Housebuilder Barratt Developments reported a rise in annual profit on stronger margins. Revenue for the year to June 30 fell 2.3% to GBP4.76 billion, but pretax profit rose 8.9% to GBP909.8 million as the firm's operating margin strengthened to 18.9% from 17.7%.

Barratt lifted its payout to 46.4p from 43.8p the year before, representing a 5.9% rise.

Barratt Chief Executive David Thomas called the year "outstanding" as the firm delivered both a strong operational and financial performance.

Commenting on current trading, Barratt said net private reservations per active outlet per average week from the start of July was 0.70, versus 0.75 a year ago. When excluding two "bespoke design and build" arrangements, this was flat year-on-year.

The company said it has "strong" forward sales as at September 1 of 12,911 homes, up from 12,648 a year ago. The recent forward sales level was valued at GBP3.00 billion, down slightly from GBP3.05 billion a year ago.

"Whilst there is increased economic and political uncertainty, we begin the new financial year with a strong forward order book, balance sheet and cash position which we believe provides us with the resilience and flexibility to react to potential changes in the operating environment in FY20 and beyond," said Thomas.

Home furnishings retailer Dunelm's special dividend returned as annual profit rose by more than a third.

Revenue for the year to June 29 came in at GBP1.10 billion, up 4.8% year-on-year. Meanwhile, pretax profit jumped 35% to GBP125.9 million. The leap in profit was attributed to higher sales and improved gross margins, which rose 160 basis points to 49.6%.

Total like-for-like sales rose strongly, up 11%, with in-store sales up 7.7% and dunelm.com seeing a 35% rise.

Dunelm declared a final dividend of 20.5p, bringing the full-year dividend to 28.0, up 5.7% year-on-year. In addition, Dunelm proposed a special dividend of 32.0p, bringing the total payout for the year to 60.0p.

Dunelm did not pay a special dividend last year. Dunelm last paid a special dividend at the time of its interim results in its 2016 financial year.

"Recent trading performance has continued to be strong, reflecting both weak comparatives in the prior year and continued market share growth.

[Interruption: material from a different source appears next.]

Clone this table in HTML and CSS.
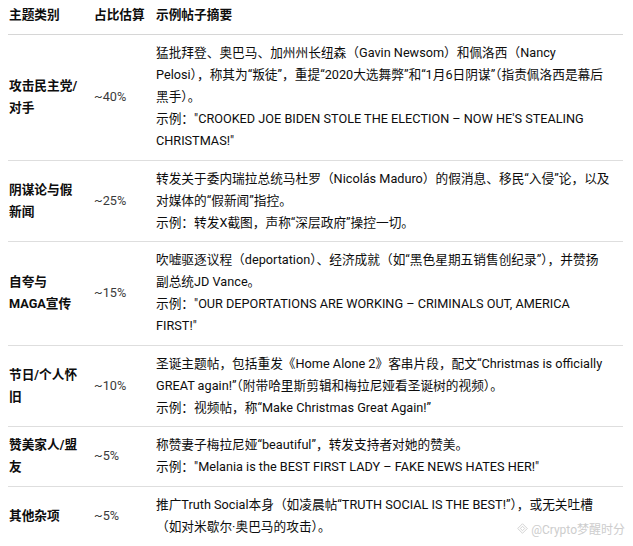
FILE: index.html
```html
<!DOCTYPE html>
<html lang="zh-CN">
<head>
<meta charset="utf-8">
<title>主题类别</title>
<link rel="stylesheet" href="styles.css">
</head>
<body>
<div class="page">
  <table class="topics">
    <colgroup>
      <col class="c-cat">
      <col class="c-pct">
      <col class="c-desc">
    </colgroup>
    <thead>
      <tr><th>主题类别</th><th>占比估算</th><th>示例帖子摘要</th></tr>
    </thead>
    <tbody>
      <tr>
        <td class="cat">攻击民主党/对手</td>
        <td class="pct">~40%</td>
        <td class="desc"><p>猛批拜登、奥巴马、加州州长纽森（Gavin Newsom）和佩洛西（Nancy<br>Pelosi），称其为“叛徒”，重提“2020大选舞弊”和“1月6日阴谋”（指责佩洛西是幕后<br>黑手）。</p><p>示例："CROOKED JOE BIDEN STOLE THE ELECTION – NOW HE'S STEALING<br>CHRISTMAS!"</p></td>
      </tr>
      <tr>
        <td class="cat">阴谋论与假新闻</td>
        <td class="pct">~25%</td>
        <td class="desc"><p>转发关于委内瑞拉总统马杜罗（Nicolás Maduro）的假消息、移民“入侵”论，以及<br>对媒体的“假新闻”指控。</p><p>示例：转发X截图，声称“深层政府”操控一切。</p></td>
      </tr>
      <tr>
        <td class="cat">自夸与<br>MAGA宣传</td>
        <td class="pct">~15%</td>
        <td class="desc"><p>吹嘘驱逐议程（deportation）、经济成就（如“黑色星期五销售创纪录”），并赞扬<br>副总统JD Vance。</p><p>示例："OUR DEPORTATIONS ARE WORKING – CRIMINALS OUT, AMERICA<br>FIRST!"</p></td>
      </tr>
      <tr>
        <td class="cat">节日/个人怀旧</td>
        <td class="pct">~10%</td>
        <td class="desc"><p>圣诞主题帖，包括重发《Home Alone 2》客串片段，配文“Christmas is officially<br>GREAT again!”（附带哈里斯剪辑和梅拉尼娅看圣诞树的视频）。</p><p>示例：视频帖，称“Make Christmas Great Again!”</p></td>
      </tr>
      <tr>
        <td class="cat">赞美家人/盟友</td>
        <td class="pct">~5%</td>
        <td class="desc"><p>称赞妻子梅拉尼娅“beautiful”，转发支持者对她的赞美。</p><p>示例："Melania is the BEST FIRST LADY – FAKE NEWS HATES HER!"</p></td>
      </tr>
      <tr>
        <td class="cat">其他杂项</td>
        <td class="pct">~5%</td>
        <td class="desc"><p>推广Truth Social本身（如凌晨帖“TRUTH SOCIAL IS THE BEST!”），或无关吐槽<br>（如对米歇尔·奥巴马的攻击）。</p></td>
      </tr>
    </tbody>
  </table>
  <div class="watermark">
    <svg class="wm-icon" viewBox="0 0 12 12" width="11" height="11" aria-hidden="true">
      <path d="M6 0.8 L11.2 6 L6 11.2 L0.8 6 Z" fill="none" stroke="#cfcfcf" stroke-width="1"/>
      <path d="M6 3.6 L8.4 6 L6 8.4 L3.6 6 Z" fill="none" stroke="#cfcfcf" stroke-width="1"/>
    </svg>
    <span>@Crypto梦醒时分</span>
  </div>
</div>
</body>
</html>
```
FILE: styles.css
```css
html, body {
  margin: 0;
  padding: 0;
  background: #ffffff;
}

body {
  font-family: Roboto, "Noto Sans CJK SC", sans-serif;
  font-size: 12.7px;
  color: #0d0d0d;
}

.page {
  position: relative;
  padding: 0 10px 0 8px;
  height: 546px;
  overflow: hidden;
}

.topics {
  width: 615px;
  border-collapse: collapse;
  table-layout: fixed;
}

.c-cat { width: 80px; }
.c-pct { width: 62px; }
.c-desc { width: 473px; }

.topics th {
  text-align: left;
  font-weight: 700;
  line-height: 22px;
  padding: 4px 6px 8px;
  border-bottom: 1px solid #d6d6d6;
  white-space: nowrap;
}

.topics td {
  line-height: 22px;
  padding: 7px 6px 7.5px;
  border-bottom: 1px solid #dedede;
  vertical-align: middle;
}

.topics tbody tr:last-child td {
  border-bottom: none;
}

.topics th:first-child,
.topics td.cat {
  padding-left: 1px;
  padding-right: 7px;
}

.topics td.cat {
  font-weight: 700;
}

.topics td.pct {
  color: #3a3a3a;
}

.topics td.desc {
  white-space: nowrap;
}

.desc p {
  margin: 0;
}

.watermark {
  position: absolute;
  right: 8px;
  top: 520px;
  display: flex;
  align-items: center;
  gap: 3px;
  font-size: 12px;
  color: #cdcdcd;
  white-space: nowrap;
}

.wm-icon {
  display: block;
}
```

However, we remain cautious about the full year outlook due to increased Brexit uncertainty and specifically the impact it may have on consumer spending as we enter our peak period," said Chief Executive Nick Wilkinson.

Car parts and bike retailer Halfords reported a fall in like-for-like sales and warned on annual profit.

Like-for-like sales in the 20 weeks to August 16 were down 3.2%, with Retail sales down 3.9% - lead by a 5.9% drop in Motoring - while Autocentres sales were up 1.1%. Total revenue was down 3.9%, again seeing a positive performance from Autocentres outweighed by a fall in Retail.

Nonetheless, the firm said its gross margin across Motoring, Cycling and Autocentres has improved year-on-year and costs have been "tightly controlled". However, first half sales were weaker than expected and poorer summer weather, together with weaker consumer confidence, hit the firm's performance.

"At this point in time, the impact of the uncertain economic environment remains an ongoing risk to big-ticket discretionary purchases in the second half. In light of this, we remain focused on improving gross margins and managing the cost base," said Halfords.

Halfords now expects underlying profit for its current financial year between GBP50 million to GBP55 million. At the time of its annual results in May, Halfords anticipated profit for the current year to be "broadly in line" with the GBP58.8 million achieved in the 2019 financial year. This, in turn, had been down 18% on the year before that.

"In the second half, we believe the economic and political uncertainty will continue to impact big-ticket discretionary spend and, therefore, as in the first half, we will continue to focus on improving gross margins and controlling costs," said Chief Executive Graham Stapleton.

In the US on Tuesday, Wall Street ended lower, with the Dow Jones Industrial Average ending down 1.1%, the S&P 500 down 0.7% and Nasdaq Composite slipping 1.1%.

In Asia on Wednesday, the Japanese Nikkei 225 index closed up 0.1%. In China, the Shanghai Composite is up 0.5%, while the Hang Seng index in Hong Kong is up 2.8%.

Released overnight, the expansion of the service sector in China accelerated in August as new orders growth pushed firms to hire more staff, indicating a "slight improvement" in the sector and helping boost overall private sector growth.

The Caixin China general services purchasing managers' index rose to 52.1 points in August from 51.6 in July. Any reading above 50 represents expansion as opposed to contraction in the sector.

The Caixin China composite PMI rose to 51.6 points in August from 50.9 in July. This was a further improvement on the 50.6 points recorded in June and represented the highest print since April. The composite print combines the services sector PMI datat and the Caixin China General Manufacturing Index released on Monday, which rose to 50.4 points in August from 49.9 in July.

To come in Wednesday's economic calendar are services PMIs from France, Germany, the eurozone and the UK at 0850 BST, 0855 BST, 0900 BST and 0930 BST respectively.

At 1000 BST, there are eurozone retail sales while the US trade balance is at 1330 BST, with a composite PMI reading at 1445 BST.

In addition, the results of the latest UK index review will be announced after the market close, based on Tuesday's closing prices, with high street stalwart Marks & Spencer looking set for a demotion to the FTSE 250.